Many are often shocked when informed that a seemingly healthy person has died because of drug or alcohol overdose. Easy to go by undetected, these substances can often do more damage than one can imagine. It is the job of a forensic toxicologist to coax them out of their hiding places, following a highly classified approach.
Upon entering the body, drugs and alcohol will be distributed to all places where water is present and hence in theory traces of them can be found in locations including body fluids, tissues and organs.
Take alcohol for example, within minutes of consumption, it is absorbed into the bloodstream.
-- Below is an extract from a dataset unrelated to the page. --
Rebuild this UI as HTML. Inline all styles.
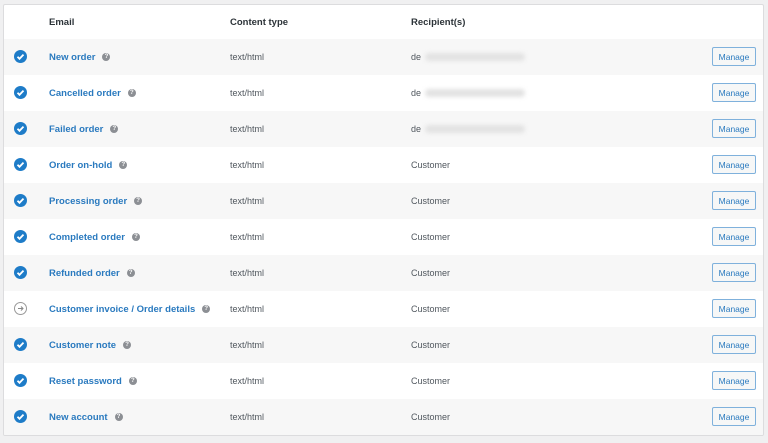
<!DOCTYPE html>
<html><head><style>
body{margin:0;width:768px;height:443px;background:#f0f0f1;font-family:"Liberation Sans",sans-serif;overflow:hidden;position:relative}
.box{position:absolute;left:3px;top:4px;width:761px;height:432px;background:#fff;border:1px solid #dcdcde;box-sizing:border-box;border-radius:2px;overflow:hidden}
.hdr{position:absolute;left:0;top:0;width:100%;height:34px;border-bottom:1px solid #e2e2e4;font-size:9.5px;font-weight:bold;color:#2c3338}
.hdr span{position:absolute;top:12px}
.row{position:absolute;left:0;width:100%;height:36px;font-size:9px;color:#50575e}
.row.g{background:#f7f7f7}
.row>*{position:absolute}
.ic{left:10px;top:11px;width:13px;height:13px;border-radius:50%;background:#1e7cc8}
.ic svg{position:absolute;left:0;top:0}
.ic.o{background:#fff;border:1px solid #999;box-sizing:border-box}
.nm{left:45px;top:13px;font-weight:bold;color:#2a7abf;font-size:9.5px;line-height:11px}
.q{display:inline-block;width:8px;height:8px;border-radius:50%;background:#8c8f94;color:#fff;font-size:6px;text-align:center;line-height:8px;margin-left:7px;vertical-align:middle}
.ct{left:226px;top:13px}
.rc{left:407px;top:13px}
.blur{position:absolute;left:14px;top:1px;width:100px;height:8px;background:#e2e2e2;filter:blur(2px);border-radius:4px}
.btn{left:708px;top:8px;width:44px;height:19px;border:1px solid #7fb1dc;border-radius:2px;box-sizing:border-box;color:#2a7abf;font-size:8.5px;display:flex;align-items:center;justify-content:center;background:#f6f7f7}
</style></head><body>
<div class="box">
<div class="hdr"><span style="left:45px">Email</span><span style="left:226px">Content type</span><span style="left:407px">Recipient(s)</span></div>

<div class="row g" style="top:34px"><div class="ic"><svg width="13" height="13"><path d="M3.5 6.8l2 2 4-4.2" stroke="#fff" stroke-width="1.8" fill="none"/></svg></div><div class="nm">New order<span class="q">?</span></div><div class="ct">text/html</div><div class="rc">de<span class="blur"></span></div><div class="btn">Manage</div></div>
<div class="row" style="top:70px"><div class="ic"><svg width="13" height="13"><path d="M3.5 6.8l2 2 4-4.2" stroke="#fff" stroke-width="1.8" fill="none"/></svg></div><div class="nm">Cancelled order<span class="q">?</span></div><div class="ct">text/html</div><div class="rc">de<span class="blur"></span></div><div class="btn">Manage</div></div>
<div class="row g" style="top:106px"><div class="ic"><svg width="13" height="13"><path d="M3.5 6.8l2 2 4-4.2" stroke="#fff" stroke-width="1.8" fill="none"/></svg></div><div class="nm">Failed order<span class="q">?</span></div><div class="ct">text/html</div><div class="rc">de<span class="blur"></span></div><div class="btn">Manage</div></div>
<div class="row" style="top:142px"><div class="ic"><svg width="13" height="13"><path d="M3.5 6.8l2 2 4-4.2" stroke="#fff" stroke-width="1.8" fill="none"/></svg></div><div class="nm">Order on-hold<span class="q">?</span></div><div class="ct">text/html</div><div class="rc">Customer</div><div class="btn">Manage</div></div>
<div class="row g" style="top:178px"><div class="ic"><svg width="13" height="13"><path d="M3.5 6.8l2 2 4-4.2" stroke="#fff" stroke-width="1.8" fill="none"/></svg></div><div class="nm">Processing order<span class="q">?</span></div><div class="ct">text/html</div><div class="rc">Customer</div><div class="btn">Manage</div></div>
<div class="row" style="top:214px"><div class="ic"><svg width="13" height="13"><path d="M3.5 6.8l2 2 4-4.2" stroke="#fff" stroke-width="1.8" fill="none"/></svg></div><div class="nm">Completed order<span class="q">?</span></div><div class="ct">text/html</div><div class="rc">Customer</div><div class="btn">Manage</div></div>
<div class="row g" style="top:250px"><div class="ic"><svg width="13" height="13"><path d="M3.5 6.8l2 2 4-4.2" stroke="#fff" stroke-width="1.8" fill="none"/></svg></div><div class="nm">Refunded order<span class="q">?</span></div><div class="ct">text/html</div><div class="rc">Customer</div><div class="btn">Manage</div></div>
<div class="row" style="top:286px"><div class="ic o"><svg width="11" height="11"><path d="M3 5.5h5M6 3.5l2 2-2 2" stroke="#888" stroke-width="1" fill="none"/></svg></div><div class="nm">Customer invoice / Order details<span class="q">?</span></div><div class="ct">text/html</div><div class="rc">Customer</div><div class="btn">Manage</div></div>
<div class="row g" style="top:322px"><div class="ic"><svg width="13" height="13"><path d="M3.5 6.8l2 2 4-4.2" stroke="#fff" stroke-width="1.8" fill="none"/></svg></div><div class="nm">Customer note<span class="q">?</span></div><div class="ct">text/html</div><div class="rc">Customer</div><div class="btn">Manage</div></div>
<div class="row" style="top:358px"><div class="ic"><svg width="13" height="13"><path d="M3.5 6.8l2 2 4-4.2" stroke="#fff" stroke-width="1.8" fill="none"/></svg></div><div class="nm">Reset password<span class="q">?</span></div><div class="ct">text/html</div><div class="rc">Customer</div><div class="btn">Manage</div></div>
<div class="row g" style="top:394px"><div class="ic"><svg width="13" height="13"><path d="M3.5 6.8l2 2 4-4.2" stroke="#fff" stroke-width="1.8" fill="none"/></svg></div><div class="nm">New account<span class="q">?</span></div><div class="ct">text/html</div><div class="rc">Customer</div><div class="btn">Manage</div></div>
</div>
</body></html>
The blood alcohol concentration then gradually builds up to a maximum, before eliminated by means of oxidation and excretion until the zero level is reached again.
Based on the fact that alcohol can be found in all parts of the body where water is present, there are actually various methods of finding out if someone has consumed alcohol. In post-mortem situation, when blood might not be available, the method of alcohol detection can be by examining water-rich organs such as the brain. Urine samples can also be taken, in both the living and the dead. What makes urine samples different to other detection methods is that urine can reflect consumption days, rather than mere hours before examination.
In a living person however, the preferred methods are usually blood tests and breath-tests. Among the two, breath-tests are considerably more convenient, and thus are more commonly used. The test measures the amount of alcohol in alveolar air, which is usually 1/2100 that of the alcohol in the blood.
Although rather handy, care must be taken during breath-tests to ensure that it is air from the lungs that is being measured. What to look out for are distractions such as alcohol present in the mouth, which can be caused by something as innocent as a recent rinsing with Listerine. Therefore, breath-test instruments are often installed with things called slope detectors, accepting breath sample only when there is no more or little change in breath alcohol concentration. The subject must also blow for a minimum time with a minimum breath flow rate.
When dealing with drugs, the toxicologist’s job can sometimes be more difficult. The first thing to do would always be extraction and isolation of the drug, if any, from biological materials available. This is done on the observation that most drugs are either acidic or basic, meaning that they can be extracted by controlling the pH of the water solution in which the biological sample is dissolved into.
Then, procedures that follow would be screening and confirmation. By screening, the toxicologist is able to examine the specimens for a wide range of drugs within a short period of time. Common screening methods include thin-layer chromatography, gas chromatography and immunoassay. If the test result comes back as positive, the toxicologist would then proceed to do a confirmation test, with gas chromatography and mass spectrometry being the favoured methods.
What makes a toxicologist’s job so hard is the fact that the toxicologist is always looking for minimal traces of the toxic agent consumed. This is because drugs and alcohol starts breaking down in the body the moment they are consumed. Therefore, often toxicologists have to be satisfied with even a nanogram of the drug. They must also be fully aware of metabolites of drugs as often those are found instead of the actual drug. Heroin for example, is metabolised almost immediately into morphine after entering the bloodstream. Toxicologist must also be aware of the effects of the same drug on different people, and the possible lethal effects of the combination of two drugs, both non-toxics on their own.
Assessing the presence of drugs in the body is actually a rather complicated and highly organised matter. Apart from having a solid base of scientific knowledge, one must never forget to keep an open mind, as well as a watchful eye, to all the bizarre possibilities.